* [Do this]
Extract the opening line of the entries and every line after it, stopping at and including the line that contains "rounded-[5px] border-[1.5px] border-[#7c7c7c]". Do not include pictures.

* [Supplied records]
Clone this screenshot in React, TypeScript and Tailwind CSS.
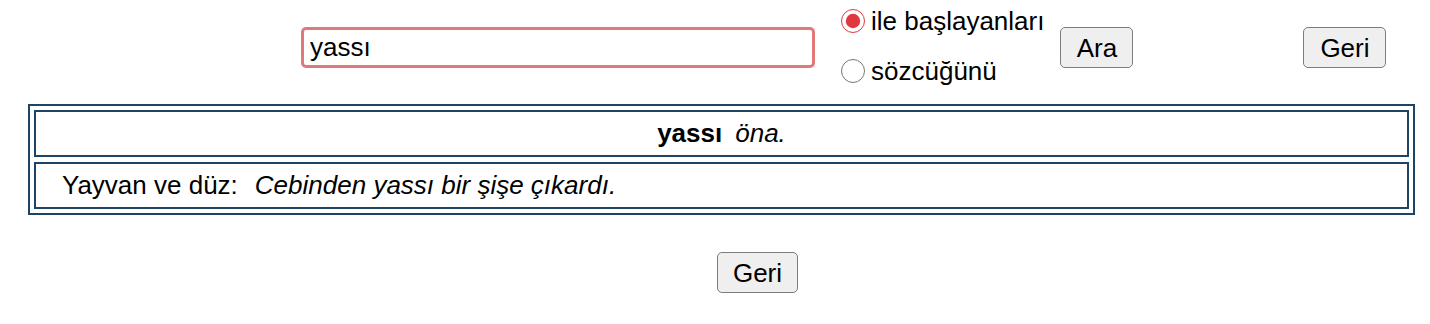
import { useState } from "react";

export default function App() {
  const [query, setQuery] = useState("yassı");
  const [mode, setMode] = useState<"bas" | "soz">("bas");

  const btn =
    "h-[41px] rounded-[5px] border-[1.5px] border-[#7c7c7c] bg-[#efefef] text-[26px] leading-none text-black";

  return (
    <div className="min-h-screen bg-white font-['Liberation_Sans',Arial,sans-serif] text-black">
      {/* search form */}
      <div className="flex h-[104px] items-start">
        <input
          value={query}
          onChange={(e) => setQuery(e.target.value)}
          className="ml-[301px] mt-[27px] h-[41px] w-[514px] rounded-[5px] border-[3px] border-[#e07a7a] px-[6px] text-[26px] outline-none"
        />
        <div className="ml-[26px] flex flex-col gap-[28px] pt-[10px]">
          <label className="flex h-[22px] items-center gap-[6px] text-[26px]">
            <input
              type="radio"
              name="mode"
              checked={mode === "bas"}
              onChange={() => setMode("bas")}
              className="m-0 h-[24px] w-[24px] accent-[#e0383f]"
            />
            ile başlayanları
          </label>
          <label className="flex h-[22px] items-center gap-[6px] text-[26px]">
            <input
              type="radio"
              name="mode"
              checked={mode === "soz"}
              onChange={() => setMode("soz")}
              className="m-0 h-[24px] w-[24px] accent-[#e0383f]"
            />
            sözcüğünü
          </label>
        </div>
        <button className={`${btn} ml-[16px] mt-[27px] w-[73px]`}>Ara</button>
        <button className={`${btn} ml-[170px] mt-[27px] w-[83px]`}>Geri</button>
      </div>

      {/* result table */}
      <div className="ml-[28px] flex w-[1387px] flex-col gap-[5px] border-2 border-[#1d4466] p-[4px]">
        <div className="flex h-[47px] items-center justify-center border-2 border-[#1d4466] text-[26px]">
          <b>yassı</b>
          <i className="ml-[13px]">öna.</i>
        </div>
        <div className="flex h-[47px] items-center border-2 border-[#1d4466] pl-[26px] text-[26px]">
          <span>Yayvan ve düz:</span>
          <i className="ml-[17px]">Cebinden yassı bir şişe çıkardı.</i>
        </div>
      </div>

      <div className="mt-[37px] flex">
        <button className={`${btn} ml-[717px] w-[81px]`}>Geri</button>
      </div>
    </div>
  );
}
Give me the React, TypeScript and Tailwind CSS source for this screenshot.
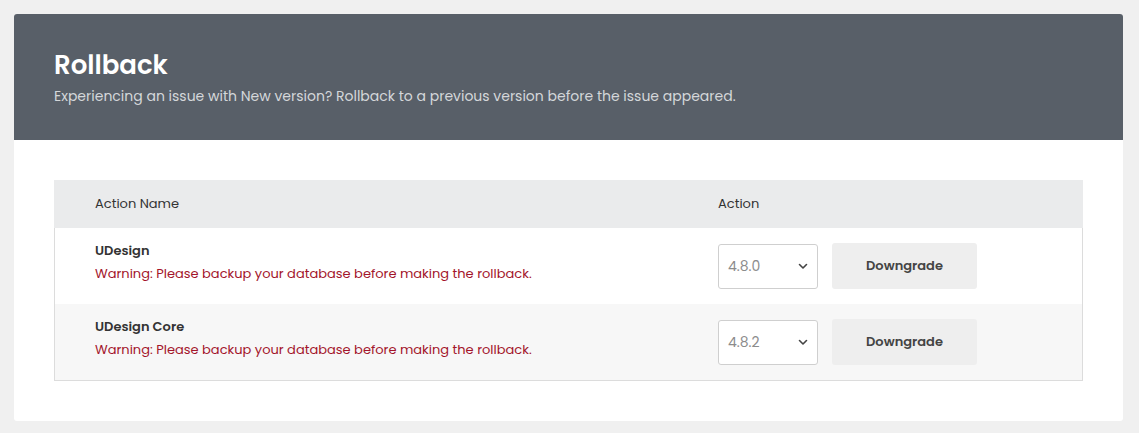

* [Reply]
Clone this screenshot in React, TypeScript and Tailwind CSS.
import { useState } from "react";

export default function App() {
  const [query, setQuery] = useState("yassı");
  const [mode, setMode] = useState<"bas" | "soz">("bas");

  const btn =
    "h-[41px] rounded-[5px] border-[1.5px] border-[#7c7c7c] bg-[#efefef] text-[26px] leading-none text-black";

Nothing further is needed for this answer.